*WHAT YOU NEED TO DO*: Among the lines below, list those containing the string "TypeScript".

━━ RECORDS PROVIDED

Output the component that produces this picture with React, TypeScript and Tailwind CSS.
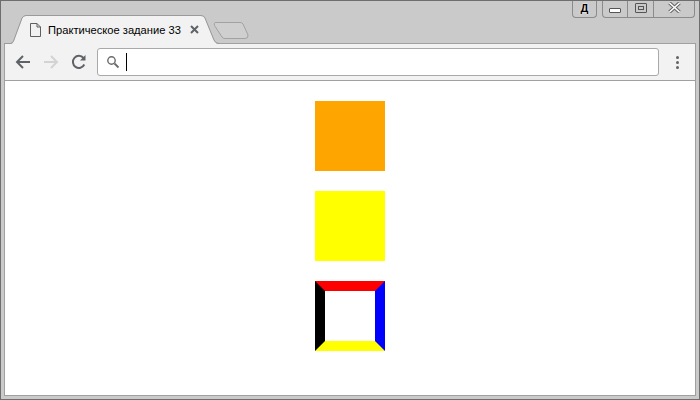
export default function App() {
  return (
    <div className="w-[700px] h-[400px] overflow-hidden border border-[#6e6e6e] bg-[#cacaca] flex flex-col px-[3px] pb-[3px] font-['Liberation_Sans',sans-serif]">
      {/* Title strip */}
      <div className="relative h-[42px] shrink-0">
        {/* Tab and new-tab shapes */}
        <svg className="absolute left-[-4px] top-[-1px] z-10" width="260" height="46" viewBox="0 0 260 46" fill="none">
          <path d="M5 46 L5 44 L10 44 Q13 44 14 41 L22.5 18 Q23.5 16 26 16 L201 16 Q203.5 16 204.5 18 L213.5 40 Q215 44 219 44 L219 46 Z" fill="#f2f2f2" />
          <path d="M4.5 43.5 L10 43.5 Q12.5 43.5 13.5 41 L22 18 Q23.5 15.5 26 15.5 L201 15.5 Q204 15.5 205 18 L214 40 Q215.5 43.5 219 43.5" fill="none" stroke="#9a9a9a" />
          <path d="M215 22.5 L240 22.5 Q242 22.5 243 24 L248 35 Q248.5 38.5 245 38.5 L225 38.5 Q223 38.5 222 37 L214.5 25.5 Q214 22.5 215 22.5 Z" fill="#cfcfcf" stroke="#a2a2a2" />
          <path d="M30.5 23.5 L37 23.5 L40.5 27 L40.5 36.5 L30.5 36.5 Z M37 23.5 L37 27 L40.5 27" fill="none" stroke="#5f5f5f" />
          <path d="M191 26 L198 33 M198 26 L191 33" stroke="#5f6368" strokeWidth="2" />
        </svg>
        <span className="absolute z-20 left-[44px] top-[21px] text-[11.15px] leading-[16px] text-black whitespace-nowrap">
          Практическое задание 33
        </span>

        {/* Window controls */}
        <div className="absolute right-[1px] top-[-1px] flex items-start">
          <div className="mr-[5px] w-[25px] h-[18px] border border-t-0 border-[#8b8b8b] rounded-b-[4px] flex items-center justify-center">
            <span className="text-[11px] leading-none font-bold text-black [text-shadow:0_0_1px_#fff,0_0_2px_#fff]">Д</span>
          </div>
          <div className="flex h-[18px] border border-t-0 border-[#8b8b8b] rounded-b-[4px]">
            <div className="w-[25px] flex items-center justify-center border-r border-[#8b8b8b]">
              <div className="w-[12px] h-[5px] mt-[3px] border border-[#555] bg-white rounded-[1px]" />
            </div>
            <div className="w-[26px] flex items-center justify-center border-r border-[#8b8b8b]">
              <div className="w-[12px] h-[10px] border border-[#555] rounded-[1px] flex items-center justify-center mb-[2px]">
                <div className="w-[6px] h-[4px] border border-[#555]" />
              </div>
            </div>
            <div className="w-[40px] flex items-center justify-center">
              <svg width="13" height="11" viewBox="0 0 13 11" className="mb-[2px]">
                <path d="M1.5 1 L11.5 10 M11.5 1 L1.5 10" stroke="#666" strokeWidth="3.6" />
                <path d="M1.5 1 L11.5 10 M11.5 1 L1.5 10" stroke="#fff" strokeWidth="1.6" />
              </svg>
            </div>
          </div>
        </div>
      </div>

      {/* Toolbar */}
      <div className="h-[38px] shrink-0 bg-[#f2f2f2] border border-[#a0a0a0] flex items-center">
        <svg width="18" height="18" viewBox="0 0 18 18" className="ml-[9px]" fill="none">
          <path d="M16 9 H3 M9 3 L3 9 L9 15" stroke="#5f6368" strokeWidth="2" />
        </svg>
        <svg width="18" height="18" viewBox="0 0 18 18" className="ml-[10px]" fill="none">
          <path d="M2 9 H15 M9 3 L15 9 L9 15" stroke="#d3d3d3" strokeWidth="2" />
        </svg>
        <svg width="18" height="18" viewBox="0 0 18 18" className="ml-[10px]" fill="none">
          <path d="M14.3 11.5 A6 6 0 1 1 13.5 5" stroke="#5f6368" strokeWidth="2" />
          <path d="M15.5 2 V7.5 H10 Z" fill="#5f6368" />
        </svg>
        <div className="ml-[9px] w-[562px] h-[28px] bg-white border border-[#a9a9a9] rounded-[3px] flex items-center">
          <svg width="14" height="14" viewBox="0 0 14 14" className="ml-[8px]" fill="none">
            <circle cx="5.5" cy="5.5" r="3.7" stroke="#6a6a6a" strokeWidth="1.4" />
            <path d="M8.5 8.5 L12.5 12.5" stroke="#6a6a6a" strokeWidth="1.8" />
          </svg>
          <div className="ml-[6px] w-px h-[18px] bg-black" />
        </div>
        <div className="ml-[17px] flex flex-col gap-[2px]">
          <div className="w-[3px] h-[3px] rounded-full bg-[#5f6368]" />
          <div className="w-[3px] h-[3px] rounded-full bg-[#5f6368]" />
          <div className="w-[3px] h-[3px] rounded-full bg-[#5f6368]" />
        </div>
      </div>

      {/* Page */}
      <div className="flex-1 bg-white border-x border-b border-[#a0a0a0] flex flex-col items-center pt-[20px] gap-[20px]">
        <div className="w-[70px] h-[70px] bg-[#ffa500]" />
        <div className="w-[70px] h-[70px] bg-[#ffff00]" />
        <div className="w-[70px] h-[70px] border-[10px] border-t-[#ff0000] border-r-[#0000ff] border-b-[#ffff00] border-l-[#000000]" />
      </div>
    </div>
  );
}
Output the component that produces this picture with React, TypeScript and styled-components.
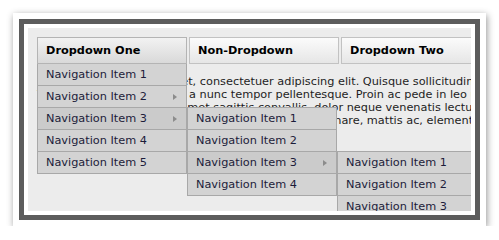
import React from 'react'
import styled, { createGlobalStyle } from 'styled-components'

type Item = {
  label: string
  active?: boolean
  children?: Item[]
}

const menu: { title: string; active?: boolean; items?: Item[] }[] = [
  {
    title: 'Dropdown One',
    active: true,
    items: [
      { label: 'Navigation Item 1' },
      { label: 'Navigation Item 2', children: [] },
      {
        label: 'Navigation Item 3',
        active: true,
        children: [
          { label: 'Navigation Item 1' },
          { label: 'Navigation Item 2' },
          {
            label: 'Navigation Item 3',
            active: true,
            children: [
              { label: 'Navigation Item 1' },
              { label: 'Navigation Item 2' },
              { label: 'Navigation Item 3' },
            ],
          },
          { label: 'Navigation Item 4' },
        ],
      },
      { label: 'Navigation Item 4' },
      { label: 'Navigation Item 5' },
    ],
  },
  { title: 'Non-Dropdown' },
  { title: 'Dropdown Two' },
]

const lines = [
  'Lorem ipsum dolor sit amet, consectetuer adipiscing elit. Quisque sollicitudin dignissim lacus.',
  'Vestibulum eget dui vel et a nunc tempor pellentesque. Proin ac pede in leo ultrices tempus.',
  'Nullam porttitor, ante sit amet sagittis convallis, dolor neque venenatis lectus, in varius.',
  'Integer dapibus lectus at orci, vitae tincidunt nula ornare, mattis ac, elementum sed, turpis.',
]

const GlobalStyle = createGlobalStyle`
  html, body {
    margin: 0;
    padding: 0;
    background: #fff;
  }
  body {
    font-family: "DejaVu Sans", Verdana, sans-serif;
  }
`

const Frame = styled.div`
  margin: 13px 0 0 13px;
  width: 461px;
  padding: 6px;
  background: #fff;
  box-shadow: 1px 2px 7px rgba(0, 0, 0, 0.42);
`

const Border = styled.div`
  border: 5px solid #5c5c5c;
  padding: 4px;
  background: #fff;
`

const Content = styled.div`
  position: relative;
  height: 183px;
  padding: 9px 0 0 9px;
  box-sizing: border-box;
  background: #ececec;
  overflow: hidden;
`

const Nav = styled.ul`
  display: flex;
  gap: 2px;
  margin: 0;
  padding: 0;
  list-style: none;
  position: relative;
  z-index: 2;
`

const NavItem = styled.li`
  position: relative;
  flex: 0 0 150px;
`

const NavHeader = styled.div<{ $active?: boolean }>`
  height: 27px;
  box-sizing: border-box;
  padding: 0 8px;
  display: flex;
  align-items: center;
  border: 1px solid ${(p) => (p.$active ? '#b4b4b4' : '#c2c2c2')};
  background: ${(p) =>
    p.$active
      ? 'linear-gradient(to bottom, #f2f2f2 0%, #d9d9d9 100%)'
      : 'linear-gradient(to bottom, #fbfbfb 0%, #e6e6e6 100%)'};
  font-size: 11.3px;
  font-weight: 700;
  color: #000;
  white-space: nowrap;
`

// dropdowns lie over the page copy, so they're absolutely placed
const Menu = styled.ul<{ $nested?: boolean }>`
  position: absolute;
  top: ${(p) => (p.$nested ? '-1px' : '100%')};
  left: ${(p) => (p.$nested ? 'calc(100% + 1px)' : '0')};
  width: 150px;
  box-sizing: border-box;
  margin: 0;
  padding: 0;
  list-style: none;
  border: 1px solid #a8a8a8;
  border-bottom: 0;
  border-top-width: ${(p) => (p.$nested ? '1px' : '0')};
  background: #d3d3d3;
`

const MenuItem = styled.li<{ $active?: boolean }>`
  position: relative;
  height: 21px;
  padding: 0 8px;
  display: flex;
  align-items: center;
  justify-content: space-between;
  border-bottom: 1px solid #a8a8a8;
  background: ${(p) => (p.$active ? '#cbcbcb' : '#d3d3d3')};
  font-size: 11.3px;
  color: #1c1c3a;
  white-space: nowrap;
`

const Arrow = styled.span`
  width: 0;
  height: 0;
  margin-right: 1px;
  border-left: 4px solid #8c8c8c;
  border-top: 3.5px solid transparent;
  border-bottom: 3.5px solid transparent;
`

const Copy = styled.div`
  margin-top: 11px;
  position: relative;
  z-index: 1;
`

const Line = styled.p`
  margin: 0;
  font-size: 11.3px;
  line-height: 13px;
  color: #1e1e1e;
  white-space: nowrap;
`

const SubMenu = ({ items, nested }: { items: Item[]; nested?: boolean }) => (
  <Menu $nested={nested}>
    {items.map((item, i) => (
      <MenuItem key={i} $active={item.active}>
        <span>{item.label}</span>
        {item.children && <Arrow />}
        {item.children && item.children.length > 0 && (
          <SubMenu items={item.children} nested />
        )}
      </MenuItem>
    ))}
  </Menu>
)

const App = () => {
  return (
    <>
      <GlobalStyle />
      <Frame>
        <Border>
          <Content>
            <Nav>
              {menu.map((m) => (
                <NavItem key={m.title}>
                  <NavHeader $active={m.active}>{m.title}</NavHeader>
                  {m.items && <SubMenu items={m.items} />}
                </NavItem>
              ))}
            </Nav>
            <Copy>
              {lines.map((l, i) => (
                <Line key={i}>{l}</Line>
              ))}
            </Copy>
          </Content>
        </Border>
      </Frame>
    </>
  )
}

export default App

━━━━

*FINAL RESULT*:
Output the component that produces this picture with React, TypeScript and Tailwind CSS.
Output the component that produces this picture with React, TypeScript and styled-components.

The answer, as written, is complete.